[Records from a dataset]
## Begin

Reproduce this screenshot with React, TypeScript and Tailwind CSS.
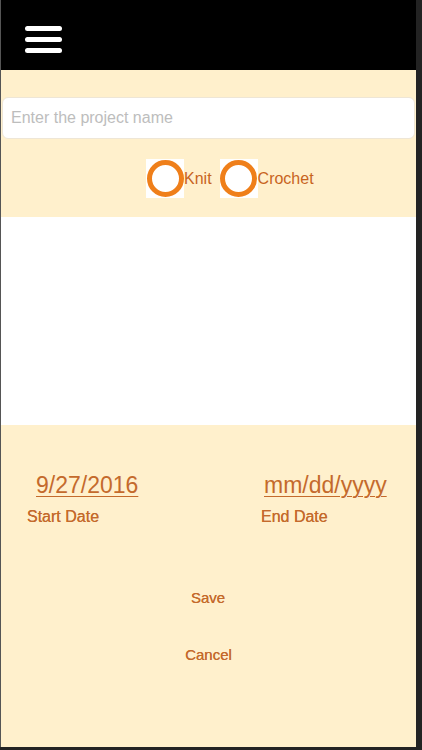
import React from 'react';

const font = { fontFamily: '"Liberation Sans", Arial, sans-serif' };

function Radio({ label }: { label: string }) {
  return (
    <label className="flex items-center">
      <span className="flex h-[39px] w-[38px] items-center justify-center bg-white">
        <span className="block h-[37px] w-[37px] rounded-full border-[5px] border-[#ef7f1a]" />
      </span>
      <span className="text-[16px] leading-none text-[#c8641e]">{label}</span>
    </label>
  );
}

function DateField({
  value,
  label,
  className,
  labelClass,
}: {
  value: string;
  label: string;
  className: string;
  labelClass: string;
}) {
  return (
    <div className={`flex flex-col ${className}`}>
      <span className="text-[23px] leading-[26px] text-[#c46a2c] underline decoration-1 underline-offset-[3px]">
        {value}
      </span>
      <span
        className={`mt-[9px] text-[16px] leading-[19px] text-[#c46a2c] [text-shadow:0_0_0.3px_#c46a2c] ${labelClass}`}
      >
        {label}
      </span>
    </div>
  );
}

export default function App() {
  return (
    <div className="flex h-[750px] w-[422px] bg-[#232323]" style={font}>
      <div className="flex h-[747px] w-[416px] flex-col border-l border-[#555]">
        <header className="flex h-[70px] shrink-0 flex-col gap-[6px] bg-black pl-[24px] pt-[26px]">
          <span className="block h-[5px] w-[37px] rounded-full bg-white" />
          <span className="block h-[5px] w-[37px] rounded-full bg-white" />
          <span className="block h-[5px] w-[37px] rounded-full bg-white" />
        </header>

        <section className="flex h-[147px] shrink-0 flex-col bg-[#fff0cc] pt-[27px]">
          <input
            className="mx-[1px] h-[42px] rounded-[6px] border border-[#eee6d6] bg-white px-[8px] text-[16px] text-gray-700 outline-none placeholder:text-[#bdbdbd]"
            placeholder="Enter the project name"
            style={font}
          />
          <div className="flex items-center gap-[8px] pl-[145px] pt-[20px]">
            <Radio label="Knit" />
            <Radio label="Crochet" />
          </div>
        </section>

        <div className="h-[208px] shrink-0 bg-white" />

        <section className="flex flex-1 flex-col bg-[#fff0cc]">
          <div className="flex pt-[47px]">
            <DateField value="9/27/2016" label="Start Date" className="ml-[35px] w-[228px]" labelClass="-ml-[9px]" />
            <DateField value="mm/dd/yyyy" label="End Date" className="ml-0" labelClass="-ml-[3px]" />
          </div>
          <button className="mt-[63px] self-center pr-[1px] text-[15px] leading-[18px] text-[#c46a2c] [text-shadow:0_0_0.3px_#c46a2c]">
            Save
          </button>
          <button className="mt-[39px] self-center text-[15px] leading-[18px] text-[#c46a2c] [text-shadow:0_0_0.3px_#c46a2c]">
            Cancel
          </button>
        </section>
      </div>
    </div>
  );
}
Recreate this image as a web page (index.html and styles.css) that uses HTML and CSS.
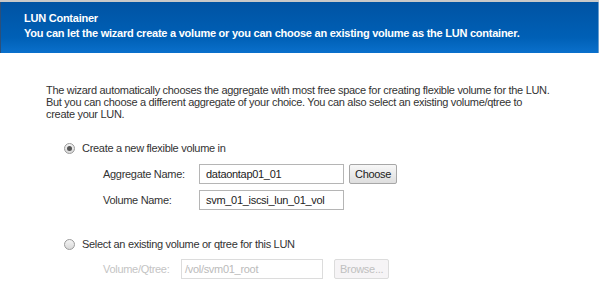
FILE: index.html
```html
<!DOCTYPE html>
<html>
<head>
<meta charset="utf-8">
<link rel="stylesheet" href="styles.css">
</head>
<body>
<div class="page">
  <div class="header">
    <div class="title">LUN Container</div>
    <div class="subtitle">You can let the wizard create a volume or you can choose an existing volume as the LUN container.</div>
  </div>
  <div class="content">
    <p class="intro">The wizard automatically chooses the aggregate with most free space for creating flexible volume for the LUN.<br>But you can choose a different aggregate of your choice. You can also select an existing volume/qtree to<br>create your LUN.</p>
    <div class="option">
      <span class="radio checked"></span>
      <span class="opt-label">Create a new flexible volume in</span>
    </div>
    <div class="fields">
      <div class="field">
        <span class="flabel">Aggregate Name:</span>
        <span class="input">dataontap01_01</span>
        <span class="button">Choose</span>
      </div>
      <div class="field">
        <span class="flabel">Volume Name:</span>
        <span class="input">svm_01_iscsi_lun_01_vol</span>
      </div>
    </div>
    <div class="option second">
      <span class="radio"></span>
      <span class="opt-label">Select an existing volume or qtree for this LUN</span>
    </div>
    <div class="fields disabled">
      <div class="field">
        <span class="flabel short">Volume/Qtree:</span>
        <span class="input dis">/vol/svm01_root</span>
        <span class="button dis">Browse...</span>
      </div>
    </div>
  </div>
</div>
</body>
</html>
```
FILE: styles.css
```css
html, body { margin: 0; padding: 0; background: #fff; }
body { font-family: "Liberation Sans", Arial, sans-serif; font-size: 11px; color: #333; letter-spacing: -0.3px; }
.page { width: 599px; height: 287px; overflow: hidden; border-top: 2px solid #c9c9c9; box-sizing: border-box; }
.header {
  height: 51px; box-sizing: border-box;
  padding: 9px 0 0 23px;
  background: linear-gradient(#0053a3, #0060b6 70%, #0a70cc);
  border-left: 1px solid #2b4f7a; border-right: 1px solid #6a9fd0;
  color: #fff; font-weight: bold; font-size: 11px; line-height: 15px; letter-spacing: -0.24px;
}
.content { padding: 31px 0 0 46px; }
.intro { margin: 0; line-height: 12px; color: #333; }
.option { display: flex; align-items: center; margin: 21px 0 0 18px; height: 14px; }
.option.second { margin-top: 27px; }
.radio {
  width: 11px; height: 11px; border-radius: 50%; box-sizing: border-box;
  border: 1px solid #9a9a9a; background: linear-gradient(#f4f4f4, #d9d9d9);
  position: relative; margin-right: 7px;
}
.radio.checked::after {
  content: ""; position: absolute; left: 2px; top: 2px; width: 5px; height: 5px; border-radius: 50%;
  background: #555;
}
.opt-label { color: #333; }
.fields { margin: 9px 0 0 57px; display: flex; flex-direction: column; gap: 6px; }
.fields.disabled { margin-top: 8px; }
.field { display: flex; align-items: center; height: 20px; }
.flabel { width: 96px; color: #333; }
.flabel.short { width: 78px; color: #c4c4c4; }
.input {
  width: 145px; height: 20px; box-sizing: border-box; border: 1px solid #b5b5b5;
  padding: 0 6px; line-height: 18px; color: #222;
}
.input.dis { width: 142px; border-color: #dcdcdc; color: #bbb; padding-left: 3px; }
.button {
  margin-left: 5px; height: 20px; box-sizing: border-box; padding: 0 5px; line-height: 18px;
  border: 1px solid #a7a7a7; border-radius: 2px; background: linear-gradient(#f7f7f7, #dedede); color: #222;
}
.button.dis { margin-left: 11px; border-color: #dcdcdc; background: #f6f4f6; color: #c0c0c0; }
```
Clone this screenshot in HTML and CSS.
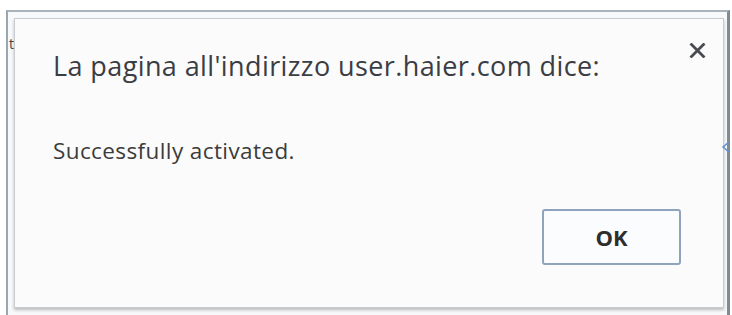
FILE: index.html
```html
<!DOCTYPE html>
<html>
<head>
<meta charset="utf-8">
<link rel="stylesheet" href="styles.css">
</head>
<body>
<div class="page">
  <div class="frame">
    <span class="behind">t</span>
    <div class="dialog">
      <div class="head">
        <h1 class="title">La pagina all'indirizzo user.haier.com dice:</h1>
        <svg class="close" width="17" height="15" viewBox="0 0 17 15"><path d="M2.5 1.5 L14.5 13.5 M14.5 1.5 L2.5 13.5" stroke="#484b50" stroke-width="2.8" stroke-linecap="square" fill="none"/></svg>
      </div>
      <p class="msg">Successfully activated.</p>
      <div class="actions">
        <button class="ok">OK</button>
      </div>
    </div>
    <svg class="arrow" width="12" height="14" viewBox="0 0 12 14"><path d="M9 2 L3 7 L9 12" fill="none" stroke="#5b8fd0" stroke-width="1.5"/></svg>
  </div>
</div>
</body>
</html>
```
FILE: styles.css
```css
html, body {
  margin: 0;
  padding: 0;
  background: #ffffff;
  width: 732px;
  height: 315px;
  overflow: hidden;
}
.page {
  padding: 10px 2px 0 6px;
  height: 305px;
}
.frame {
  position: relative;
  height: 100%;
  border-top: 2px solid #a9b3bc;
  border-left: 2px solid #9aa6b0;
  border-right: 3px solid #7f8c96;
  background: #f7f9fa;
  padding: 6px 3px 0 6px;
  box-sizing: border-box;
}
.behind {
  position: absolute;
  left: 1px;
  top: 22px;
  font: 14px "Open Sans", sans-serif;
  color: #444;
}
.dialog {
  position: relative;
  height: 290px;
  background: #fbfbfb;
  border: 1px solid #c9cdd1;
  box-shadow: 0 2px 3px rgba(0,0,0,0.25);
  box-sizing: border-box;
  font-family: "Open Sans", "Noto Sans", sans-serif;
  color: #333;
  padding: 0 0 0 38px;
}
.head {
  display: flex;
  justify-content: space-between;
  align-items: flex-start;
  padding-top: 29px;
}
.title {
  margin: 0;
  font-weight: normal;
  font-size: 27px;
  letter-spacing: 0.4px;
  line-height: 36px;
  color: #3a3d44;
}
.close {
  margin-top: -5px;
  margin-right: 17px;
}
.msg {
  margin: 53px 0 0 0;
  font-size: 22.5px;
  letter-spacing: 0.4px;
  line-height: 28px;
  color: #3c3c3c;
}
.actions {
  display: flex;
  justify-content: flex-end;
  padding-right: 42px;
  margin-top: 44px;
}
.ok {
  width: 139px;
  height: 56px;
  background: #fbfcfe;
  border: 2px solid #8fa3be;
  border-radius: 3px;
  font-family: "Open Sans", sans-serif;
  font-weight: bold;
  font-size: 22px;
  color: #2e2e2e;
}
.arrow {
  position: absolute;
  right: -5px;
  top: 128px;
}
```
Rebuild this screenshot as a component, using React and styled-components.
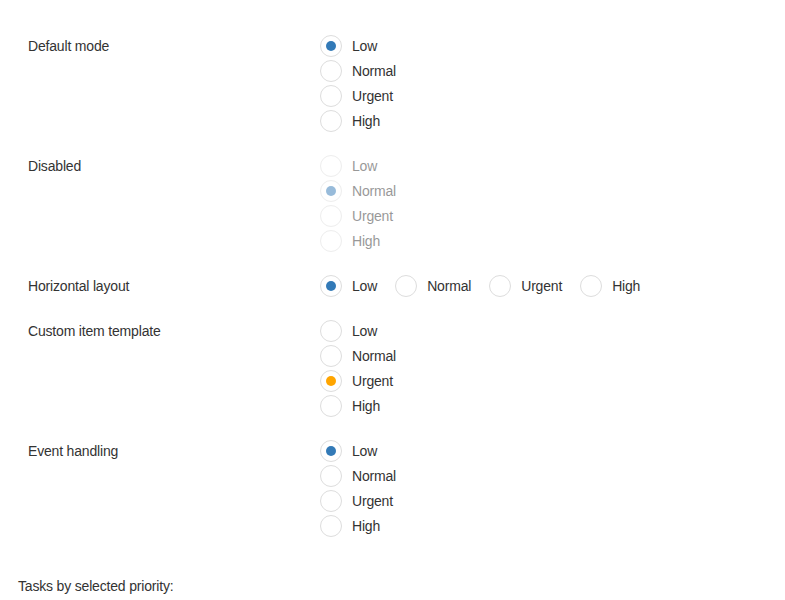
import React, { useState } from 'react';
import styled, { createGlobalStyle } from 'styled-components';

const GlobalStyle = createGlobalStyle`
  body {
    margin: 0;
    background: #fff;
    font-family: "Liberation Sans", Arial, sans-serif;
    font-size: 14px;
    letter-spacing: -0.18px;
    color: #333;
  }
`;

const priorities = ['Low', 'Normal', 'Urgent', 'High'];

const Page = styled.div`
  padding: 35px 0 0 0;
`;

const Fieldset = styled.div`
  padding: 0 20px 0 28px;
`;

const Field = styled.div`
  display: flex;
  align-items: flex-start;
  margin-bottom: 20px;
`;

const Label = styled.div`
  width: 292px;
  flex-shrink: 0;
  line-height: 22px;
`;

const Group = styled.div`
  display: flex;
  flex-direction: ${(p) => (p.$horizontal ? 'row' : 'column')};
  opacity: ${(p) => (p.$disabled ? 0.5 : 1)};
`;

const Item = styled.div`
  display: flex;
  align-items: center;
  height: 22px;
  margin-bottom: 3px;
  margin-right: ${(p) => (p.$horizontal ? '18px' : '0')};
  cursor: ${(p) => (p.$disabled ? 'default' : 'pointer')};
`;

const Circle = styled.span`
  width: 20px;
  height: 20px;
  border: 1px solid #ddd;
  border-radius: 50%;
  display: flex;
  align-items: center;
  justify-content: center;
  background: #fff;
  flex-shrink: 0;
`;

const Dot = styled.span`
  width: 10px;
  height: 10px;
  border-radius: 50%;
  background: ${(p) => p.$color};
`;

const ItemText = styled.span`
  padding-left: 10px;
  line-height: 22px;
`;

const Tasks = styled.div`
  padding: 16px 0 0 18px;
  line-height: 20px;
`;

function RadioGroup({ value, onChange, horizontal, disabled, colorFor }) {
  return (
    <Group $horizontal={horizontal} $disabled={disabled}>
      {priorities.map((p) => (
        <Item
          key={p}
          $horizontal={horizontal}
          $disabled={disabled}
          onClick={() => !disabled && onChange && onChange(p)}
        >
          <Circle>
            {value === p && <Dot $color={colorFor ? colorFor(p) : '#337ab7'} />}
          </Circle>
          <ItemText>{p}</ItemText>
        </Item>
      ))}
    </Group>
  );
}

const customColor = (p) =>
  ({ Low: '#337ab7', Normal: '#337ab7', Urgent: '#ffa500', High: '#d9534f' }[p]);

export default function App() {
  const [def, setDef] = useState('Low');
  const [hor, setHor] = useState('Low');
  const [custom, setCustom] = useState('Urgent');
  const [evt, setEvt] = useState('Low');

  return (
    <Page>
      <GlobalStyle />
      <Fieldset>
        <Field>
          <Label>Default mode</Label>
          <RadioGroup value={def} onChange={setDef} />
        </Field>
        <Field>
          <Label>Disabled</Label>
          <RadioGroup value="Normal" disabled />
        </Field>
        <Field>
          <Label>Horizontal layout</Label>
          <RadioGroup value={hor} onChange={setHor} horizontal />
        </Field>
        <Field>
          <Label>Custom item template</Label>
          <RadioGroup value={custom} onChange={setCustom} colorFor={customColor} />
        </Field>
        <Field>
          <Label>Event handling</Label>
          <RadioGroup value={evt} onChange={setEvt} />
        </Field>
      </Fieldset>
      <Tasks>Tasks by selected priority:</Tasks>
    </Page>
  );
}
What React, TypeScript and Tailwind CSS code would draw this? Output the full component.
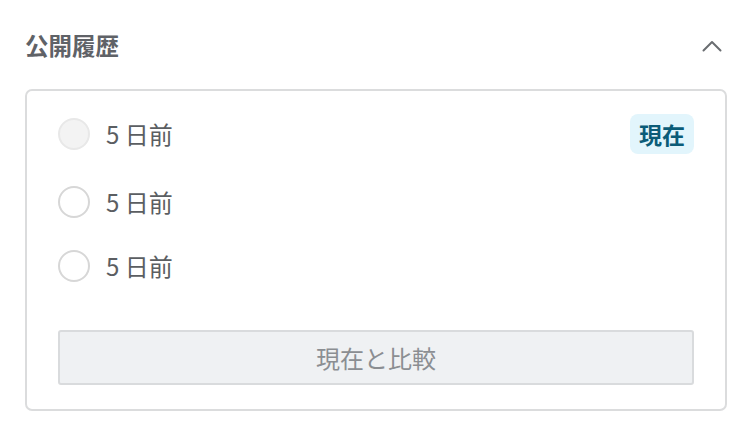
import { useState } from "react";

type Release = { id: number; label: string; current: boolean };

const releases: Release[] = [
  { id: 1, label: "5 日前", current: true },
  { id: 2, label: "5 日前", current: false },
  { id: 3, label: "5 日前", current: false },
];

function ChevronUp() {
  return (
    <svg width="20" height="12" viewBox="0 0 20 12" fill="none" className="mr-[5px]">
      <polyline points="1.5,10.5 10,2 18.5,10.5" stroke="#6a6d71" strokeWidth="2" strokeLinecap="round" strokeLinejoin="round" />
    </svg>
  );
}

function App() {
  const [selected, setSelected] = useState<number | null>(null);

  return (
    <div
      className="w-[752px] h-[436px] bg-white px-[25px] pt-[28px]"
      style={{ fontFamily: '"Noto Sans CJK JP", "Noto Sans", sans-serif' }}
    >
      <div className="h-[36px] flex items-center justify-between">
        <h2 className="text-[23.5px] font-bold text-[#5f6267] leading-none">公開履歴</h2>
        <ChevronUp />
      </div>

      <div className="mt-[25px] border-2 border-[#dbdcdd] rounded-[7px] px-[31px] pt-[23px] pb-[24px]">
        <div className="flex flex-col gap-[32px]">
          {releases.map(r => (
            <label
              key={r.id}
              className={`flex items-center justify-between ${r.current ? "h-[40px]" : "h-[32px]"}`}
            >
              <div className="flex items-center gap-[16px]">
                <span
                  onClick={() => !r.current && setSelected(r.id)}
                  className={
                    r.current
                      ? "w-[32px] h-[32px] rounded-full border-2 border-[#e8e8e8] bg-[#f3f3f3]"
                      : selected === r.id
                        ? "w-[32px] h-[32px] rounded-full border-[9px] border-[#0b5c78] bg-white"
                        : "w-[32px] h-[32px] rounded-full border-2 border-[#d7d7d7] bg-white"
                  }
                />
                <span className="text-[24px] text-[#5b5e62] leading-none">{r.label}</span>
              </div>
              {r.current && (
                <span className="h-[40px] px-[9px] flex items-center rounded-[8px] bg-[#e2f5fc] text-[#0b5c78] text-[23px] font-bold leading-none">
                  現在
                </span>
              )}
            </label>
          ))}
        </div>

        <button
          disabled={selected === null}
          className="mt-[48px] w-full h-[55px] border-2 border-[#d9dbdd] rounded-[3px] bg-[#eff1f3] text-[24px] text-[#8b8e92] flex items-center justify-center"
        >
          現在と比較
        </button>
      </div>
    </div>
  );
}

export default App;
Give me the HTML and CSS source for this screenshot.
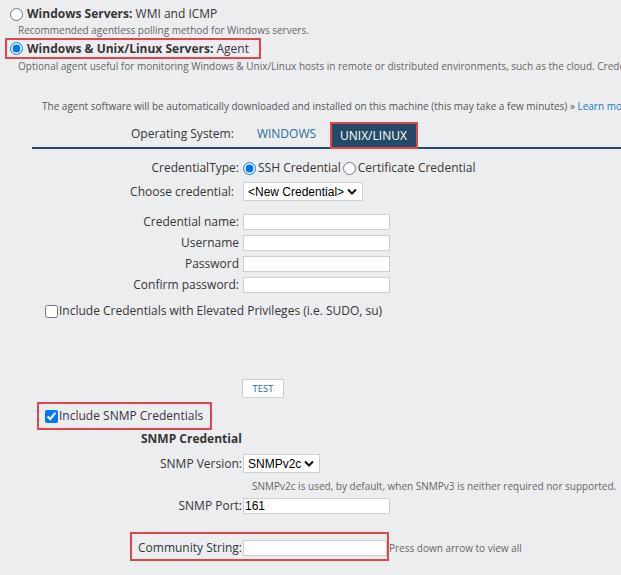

## End

> WORK TO COMPLETE
List all lines holding the string "this".

> THE SOLUTION
Reproduce this screenshot with React, TypeScript and Tailwind CSS.
Recreate this image as a web page (index.html and styles.css) that uses HTML and CSS.
      <span class="opt-label">Select an existing volume or qtree for this LUN</span>
Clone this screenshot in HTML and CSS.
Rebuild this screenshot as a component, using React and styled-components.
What React, TypeScript and Tailwind CSS code would draw this? Output the full component.
Give me the HTML and CSS source for this screenshot.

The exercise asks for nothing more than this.